Laker has faced ridicule and gossip since the incident, noting that friends on the basketball team told him “they were talking about it for the entire tryout and even the next day’s tryouts because they were really confused.” He adds that kids now make jokes about him because of the error on his birth certificate.

“I’ve gotten pulled into the principal’s office, and I’m really confused, because he’s like, ‘I want you to be comfortable.’ But I am comfortable, if you just put me with the boys and stuff,” Laker said.

Adding insult to injury, the district is now pressuring the Jacksons to pay out of pocket for chromosomal testing to “prove” Laker is male — without guaranteeing they’ll accept the results or treat their son according to his gender identity.

“[T]hey may consider changing it if we get chromosomal testing,” Becky Jackson told AZ Family, describing the district’s vague response. “They didn’t say they would.
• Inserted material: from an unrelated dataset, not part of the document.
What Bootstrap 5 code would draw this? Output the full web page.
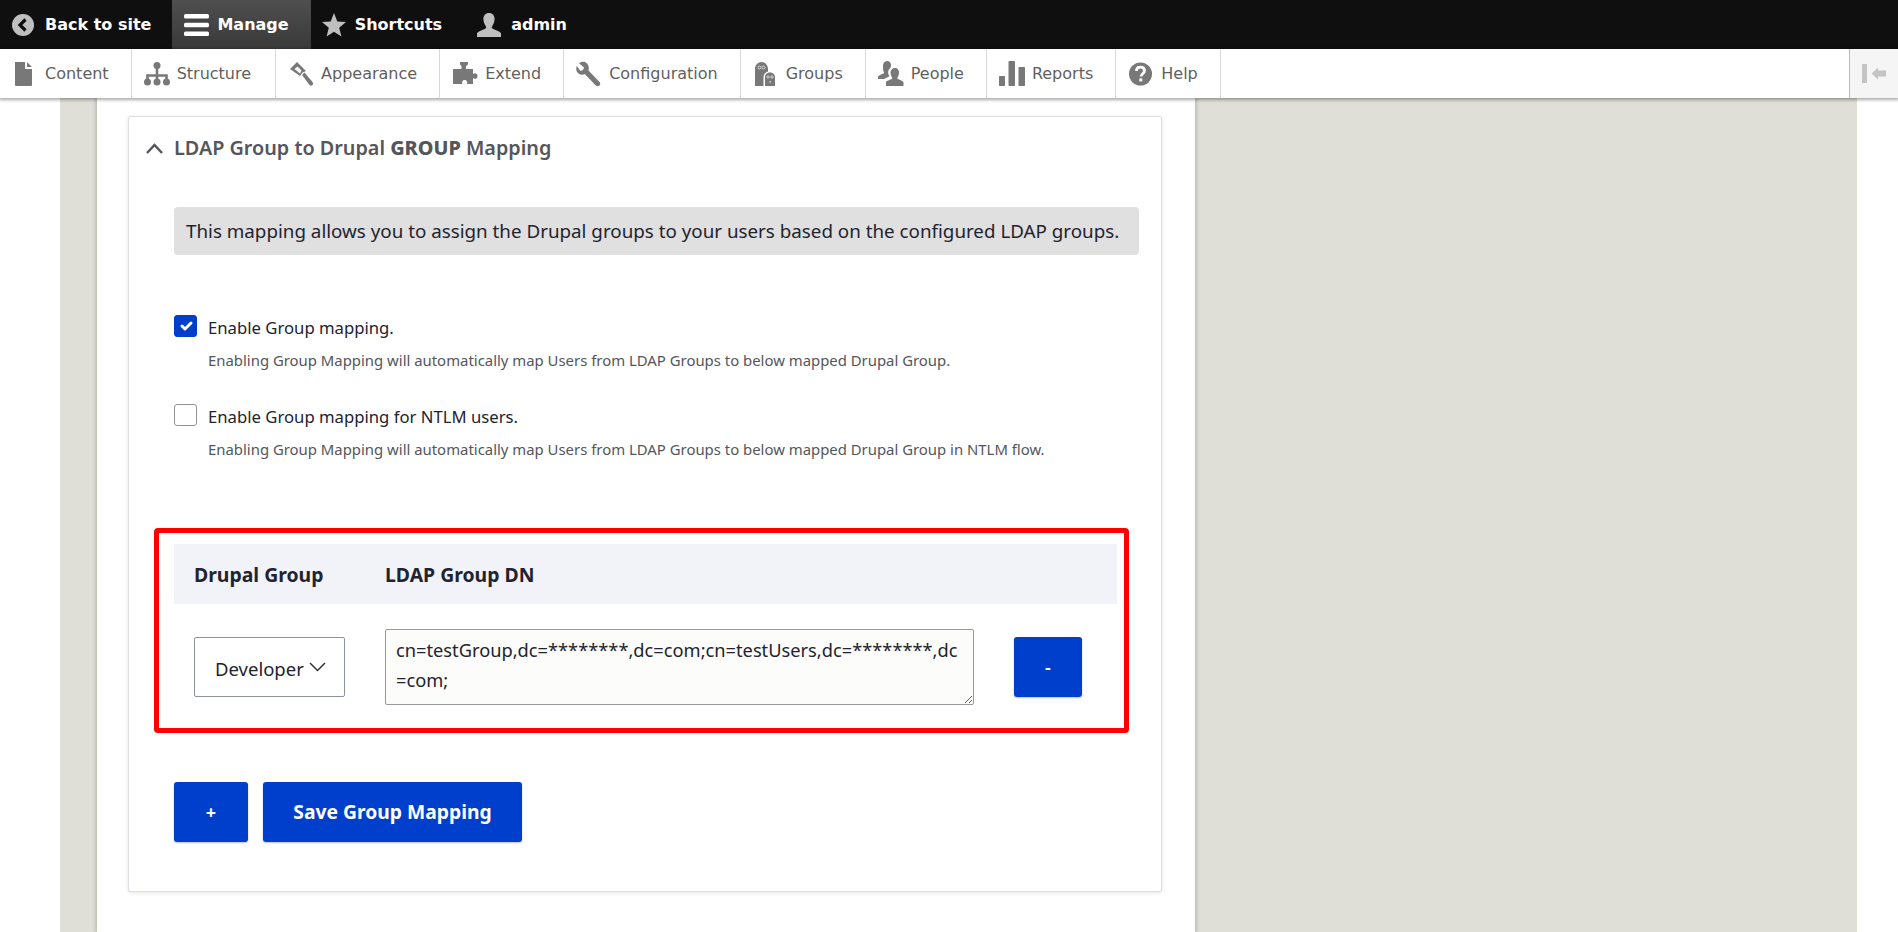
<!DOCTYPE html>
<html lang="en">
<head>
<meta charset="utf-8">
<title>LDAP Group Mapping</title>
<link href="https://cdn.jsdelivr.net/npm/bootstrap@5.3.0/dist/css/bootstrap.min.css" rel="stylesheet">
<style>
html,body{height:100%;overflow:hidden}
body{font-family:"Noto Sans",sans-serif;color:#222330;background:#fff}
.top-bar{height:49px;background:#0f0f0f;font-family:"DejaVu Sans",sans-serif;font-weight:700;font-size:16px;color:#fff}
.top-item{height:49px;padding:0 11px 0 12px;gap:10px;color:#fff;text-decoration:none}
.top-item svg{flex:none}
.top-back{gap:11px;padding-right:10px}
.top-item.is-active{background:linear-gradient(180deg,#4f4f4f,#393939);gap:8px;padding-right:22px;margin-left:11px}
.top-star{padding-left:11px;gap:9px}
.tray{height:49px;background:#fff;font-family:"DejaVu Sans",sans-serif;font-size:16px;color:#5f5f5f;box-shadow:0 1px 3px 1px rgba(0,0,0,.33);position:relative;z-index:2}
.tray-item{height:49px;padding:0 22px 0 12px;gap:7px;border-right:1px solid #d9d9d9;color:#5f5f5f;text-decoration:none}
.tray-item svg{flex:none}
.tray-wide{padding-right:24px}
.tray-toggle{width:49px;height:49px;background:#f5f5f5;border-left:1px solid #bbb}
.frame{margin:0 41px 0 60px;padding-left:37px;background:#dfdfd8;height:834px}
.panel{width:1098px;height:834px;background:#fff;padding:18px 33px 0 31px;box-shadow:0 0 4px 1px rgba(0,0,0,.22)}
.map-card{height:776px;border:1px solid #dedfe4;border-radius:2px;background:#fff;box-shadow:0 1px 4px rgba(0,0,0,.1);padding:0 0 0 25px}
.map-head{height:62px;margin-left:-8px;gap:11px;font-size:19.800px;font-weight:600;color:#55565b}
.map-head b{font-weight:800}
.note-box{margin:28px 22px 0 20px;height:48px;padding:1px 12px 0;background:#e0e0e0;border-radius:4px;font-size:18.800px}
.opt-row{margin-left:20px;gap:11px}
.opt-row .form-check-input{width:23px;height:22px;margin:0;flex:none;border:1px solid #919297;border-radius:3px}
.opt-row .form-check-input:checked{background-color:#003ecc;border-color:#003ecc}
.opt-one{margin-top:60px}
.opt-two{margin-top:34px}
.opt-label{font-size:16.700px;line-height:26px;margin-top:0}
.opt-desc{font-size:14.900px;line-height:20px;color:#55565b;margin-top:9px}
.red-zone{margin-top:69px;width:975px;height:205px;border:5px solid #f00;border-radius:4px;padding:11px 7px 0 15px}
.map-grid{width:100%;table-layout:fixed;border-collapse:collapse}
.map-grid th{height:60px;background:#f2f3f8;font-size:19.400px;font-weight:700;color:#222330;padding:2px 0 0 20px}
.map-grid td{padding:25px 0 0 20px;vertical-align:middle}
.col-a{width:191px}.col-b{width:609px}
.role-pick{display:block;width:151px;height:60px;border:1px solid #8e929c;border-radius:2px;padding:3px 0 0 20px;font-size:18.500px;color:#222330;appearance:none;background:#fff url("data:image/svg+xml,%3Csvg xmlns='http://www.w3.org/2000/svg' viewBox='0 0 17 10'%3E%3Cpath d='M1 1l7.500 7.500L16 1' fill='none' stroke='%23333' stroke-width='1.500'/%3E%3C/svg%3E") no-repeat 114px 24px/17px 10px;font-family:inherit}
.dn-box{display:block;width:589px;height:76px;border:1px solid #999;border-radius:2px;background:#fcfcfa;font-size:18.250px;line-height:30px;padding:5px 10px 3px;color:#222330;font-family:inherit}
.act-btn{display:block;height:60px;border:0;border-radius:3px;background:#003ecc;color:#fff;font-weight:700;box-shadow:0 1px 2px rgba(0,0,0,.25);font-size:19.300px}
.act-btn:hover{background:#003ecc;color:#fff}
.map-grid td.drop-cell{padding:25px 0 0 40px}
.btn-drop{width:68px;font-size:18px;font-weight:600}
.btn-add{width:74px;font-size:18px}
.btn-save{width:259px;padding:1px 0 0}
.act-row{margin:49px 0 0 20px;gap:15px}
.ms-admin{margin-left:12px}
</style>
</head>
<body>
<nav class="top-bar d-flex align-items-center">
  <a class="top-item top-back d-flex align-items-center" href="#"><svg width="22" height="22" viewBox="0 0 22 22"><circle cx="11" cy="11" r="11" fill="#bfbfbf"/><path d="M13.500 5.500L8 11l5.500 5.500" fill="none" stroke="#0f0f0f" stroke-width="3.200"/></svg><span>Back to site</span></a>
  <a class="top-item is-active d-flex align-items-center" href="#"><svg width="25" height="22" viewBox="0 0 25 22"><g fill="#fff"><rect y="0" width="25" height="4.500" rx="1.500"/><rect y="8.700" width="25" height="4.500" rx="1.500"/><rect y="17.500" width="25" height="4.500" rx="1.500"/></g></svg><span>Manage</span></a>
  <a class="top-item top-star d-flex align-items-center" href="#"><svg width="24" height="24" viewBox="0 0 24 24"><path d="M12 0l3.300 8.400 8.700.6-6.800 5.700 2.200 8.900L12 18.700 4.600 23.600l2.200-8.900L0 9l8.700-.6z" fill="#bfbfbf"/></svg><span>Shortcuts</span></a>
  <a class="top-item ms-admin d-flex align-items-center" href="#"><svg width="24" height="24" viewBox="0 0 24 24"><path d="M12 0c3.600 0 5.600 2.700 5.600 6 0 3-1.400 5.600-2.600 7.400-.5 1 0 2 1.300 2.600 3 1.300 6.700 2.600 7.700 4.300V24H0v-3.700c1-1.700 4.700-3 7.700-4.300 1.300-.6 1.800-1.600 1.300-2.600C7.800 11.600 6.400 9 6.400 6 6.400 2.700 8.400 0 12 0z" fill="#bfbfbf"/></svg><span>admin</span></a>
</nav>
<div class="tray d-flex justify-content-between">
  <div class="d-flex">
    <a class="tray-item d-flex align-items-center" href="#"><svg width="26" height="26" viewBox="0 0 26 26"><path d="M3 1h10v7h7v16a1 1 0 0 1-1 1H4a1 1 0 0 1-1-1zM15 1l5 5h-5z" fill="#787878"/></svg><span>Content</span></a>
    <a class="tray-item tray-wide d-flex align-items-center" href="#"><svg width="26" height="26" viewBox="0 0 26 26"><g fill="#787878"><circle cx="13" cy="4.500" r="3.500"/><circle cx="3.500" cy="21" r="3.500"/><circle cx="13" cy="21" r="3.500"/><circle cx="22.500" cy="21" r="3.500"/></g><path d="M13 6v14M3.500 19v-4.500h19V19" fill="none" stroke="#787878" stroke-width="2.600"/></svg><span>Structure</span></a>
    <a class="tray-item d-flex align-items-center" href="#"><svg width="26" height="26" viewBox="0 0 26 26"><path d="M2 8l7-7 9 9-3.500 1.500L12 15 2 8zm4.500 0l5.500 4.500 1.500-3-4-4z" fill="#787878" fill-rule="evenodd"/><path d="M14 14l2.500-2.500 8 9.500a2 2 0 0 1-3 3z" fill="#787878"/></svg><span>Appearance</span></a>
    <a class="tray-item d-flex align-items-center" href="#"><svg width="26" height="26" viewBox="0 0 26 26"><path d="M8 1h8v2.500l-2 1.500v3h7v5c1.500-1.500 4.500-1 4.500 2s-3 3.500-4.500 2v6h-6c1-2-.5-4-2.500-4S9.500 21 10.500 23h-9.500V8h8.500V5L8 3.500z" fill="#787878"/></svg><span>Extend</span></a>
    <a class="tray-item d-flex align-items-center" href="#"><svg width="26" height="26" viewBox="0 0 26 26"><path d="M9 1c-2-.6-4.500-.2-6 1.300L8 6.500 7 9l-2.500 1L.8 5C-.5 8 .5 11 2.500 12.500c2 1.400 4.500 1.500 6.300.5l11 11.600c1 1 2.600 1 3.700 0 1-1 1-2.700 0-3.700L12.500 9.500C13.500 6 12 2.500 9 1z" fill="#787878"/></svg><span>Configuration</span></a>
    <a class="tray-item d-flex align-items-center" href="#"><svg width="26" height="26" viewBox="0 0 26 26"><path d="M2 25V8c0-4 3-7 6.500-7S15 4 15 8v2.500c-2.500.6-4.500 3-4.500 5.500v9z" fill="#787878"/><path d="M12 25V16c0-2.500 2.200-4.500 5-4.500s5 2 5 4.500v9z" fill="#787878"/><g fill="none" stroke="#e8e8e8" stroke-width=".8"><circle cx="6.500" cy="6.500" r="1.500"/><circle cx="10.500" cy="6.500" r="1.500"/><circle cx="15" cy="16" r="1.200"/><circle cx="19" cy="16" r="1.200"/></g><rect x="16.500" y="20" width="1.200" height="1.600" fill="#e8e8e8"/></svg><span>Groups</span></a>
    <a class="tray-item d-flex align-items-center" href="#"><svg width="26" height="26" viewBox="0 0 26 26"><path d="M9 0c2.500 0 4 1.800 4 4 0 1.200-.3 2.300-.8 3.300-1.500 1-2.200 2.800-2 4.800.1 1.200.6 2.300 1.300 3.200-2.200 1-4 2-5.500 2.700H0v-2.500c1-1.200 3-2 5-2.800 1-.5 1.200-1 .8-1.800C5 9.500 5 7.500 5 5c0-2.700 1.500-5 4-5z" fill="#787878"/><path d="M17 7c2.500 0 4 2 4 4.500 0 2-.8 4-1.500 5-.4.800-.1 1.300.8 1.800 2 .8 4.200 1.500 5.200 2.700V25H8v-4c1-1.200 3.300-2 5.300-2.700.9-.5 1.200-1 .8-1.800-.8-1.200-1.600-3-1.600-5C12.500 9 14.500 7 17 7z" fill="#787878"/></svg><span>People</span></a>
    <a class="tray-item d-flex align-items-center" href="#"><svg width="26" height="26" viewBox="0 0 26 26"><g fill="#787878"><rect x="0" y="15" width="6" height="10" rx=".8"/><rect x="9.500" y="0" width="6.500" height="25" rx=".8"/><rect x="19.500" y="6" width="6.500" height="19" rx=".8"/></g></svg><span>Reports</span></a>
    <a class="tray-item d-flex align-items-center" href="#"><svg width="26" height="26" viewBox="0 0 26 26"><circle cx="12.500" cy="13" r="11.500" fill="#787878"/><path d="M8.500 10c0-2.500 1.800-3.800 4-3.800s4 1.300 4 3.500c0 3-3.500 3-3.500 5.800" fill="none" stroke="#fff" stroke-width="2.800"/><rect x="11.300" y="17.400" width="3" height="3" fill="#fff"/></svg><span>Help</span></a>
  </div>
  <div class="tray-toggle d-flex align-items-center justify-content-center"><svg width="24" height="19" viewBox="0 0 24 19"><g fill="#c4c4c4"><rect x="0" y="0" width="5" height="19"/><path d="M9.500 9.500L16 3.500v3h8v6h-8v3z"/></g></svg></div>
</div>
<div class="frame">
  <main class="panel">
    <section class="map-card">
      <div class="map-head d-flex align-items-center"><svg width="17" height="11" viewBox="0 0 17 11"><path d="M1 10l7.500-8L16 10" fill="none" stroke="#55565b" stroke-width="2.500"/></svg><span>LDAP Group to Drupal <b>GROUP</b> Mapping</span></div>
      <div class="note-box d-flex align-items-center">This mapping allows you to assign the Drupal groups to your users based on the configured LDAP groups.</div>
      <div class="opt-row opt-one d-flex">
        <input class="form-check-input" type="checkbox" checked aria-label="Enable Group mapping">
        <div><div class="opt-label">Enable Group mapping.</div><div class="opt-desc">Enabling Group Mapping will automatically map Users from LDAP Groups to below mapped Drupal Group.</div></div>
      </div>
      <div class="opt-row opt-two d-flex">
        <input class="form-check-input" type="checkbox" aria-label="Enable Group mapping for NTLM users">
        <div><div class="opt-label">Enable Group mapping for NTLM users.</div><div class="opt-desc">Enabling Group Mapping will automatically map Users from LDAP Groups to below mapped Drupal Group in NTLM flow.</div></div>
      </div>
      <div class="red-zone">
        <table class="map-grid">
          <thead><tr><th class="col-a">Drupal Group</th><th class="col-b">LDAP Group DN</th><th></th></tr></thead>
          <tbody><tr>
            <td><select class="role-pick" aria-label="Drupal Group"><option>Developer</option></select></td>
            <td><textarea class="dn-box" aria-label="LDAP Group DN">cn=testGroup,dc=********,dc=com;cn=testUsers,dc=********,dc=com;</textarea></td>
            <td class="drop-cell"><button class="btn act-btn btn-drop" type="button">-</button></td>
          </tr></tbody>
        </table>
      </div>
      <div class="act-row d-flex">
        <button class="btn act-btn btn-add" type="button">+</button>
        <button class="btn act-btn btn-save" type="button">Save Group Mapping</button>
      </div>
    </section>
  </main>
</div>
</body>
</html>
It says they may.”

The family says chromosomal testing could cost as much as $1,500.

“So who’s going to pay that?” Becky Jackson said.

In a statement to AZ Family, the Queen Creek Unified School District defended its policy, saying it is “committed to ensuring fairness, integrity, and equal opportunity in all athletic programs for both boys and girls.”

“In this particular case, the student has been enrolled in QCUSD since elementary school and has been registered as a biological female throughout their time in our district. The day before basketball tryouts, the parent submitted a new birth certificate and a doctor’s note indicating a gender change. Our schools rely on a student’s original birth certificate at birth to determine athletic eligibility.

“This student’s parent reached out to our district and asked for help finding a solution. We informed the parent that documentation such as a chromosome analysis could be considered to help support or verify eligibility in accordance with policy.”

According to KNXV, there have been no prior incidents in which a school has required a family to subject their child to genetic testing to determine their eligibility to compete in junior high school-level sports.

The Jacksons say they will have Laker try out for the girls’ team if the district leaves them no other option — a decision they blame squarely on administrators.

“I feel like it’s setting a precedent for both people who are pro-trans and people who maybe have an issue with it, because in the end, the precedent they’re setting is it doesn’t matter what paperwork or information you show us or give us, we are going to force a biological boy to play with the girls,” Becky Jackson, who has advocated for transgender children, told KNXV.

Indeed, the district’s stubborn insistence on a letter-of-the-law approach to birth certificates — seemingly driven by a desire to prevent transgender athletes from competing on teams that don’t match their assigned sex at birth — is what’s keeping the situation from being resolved.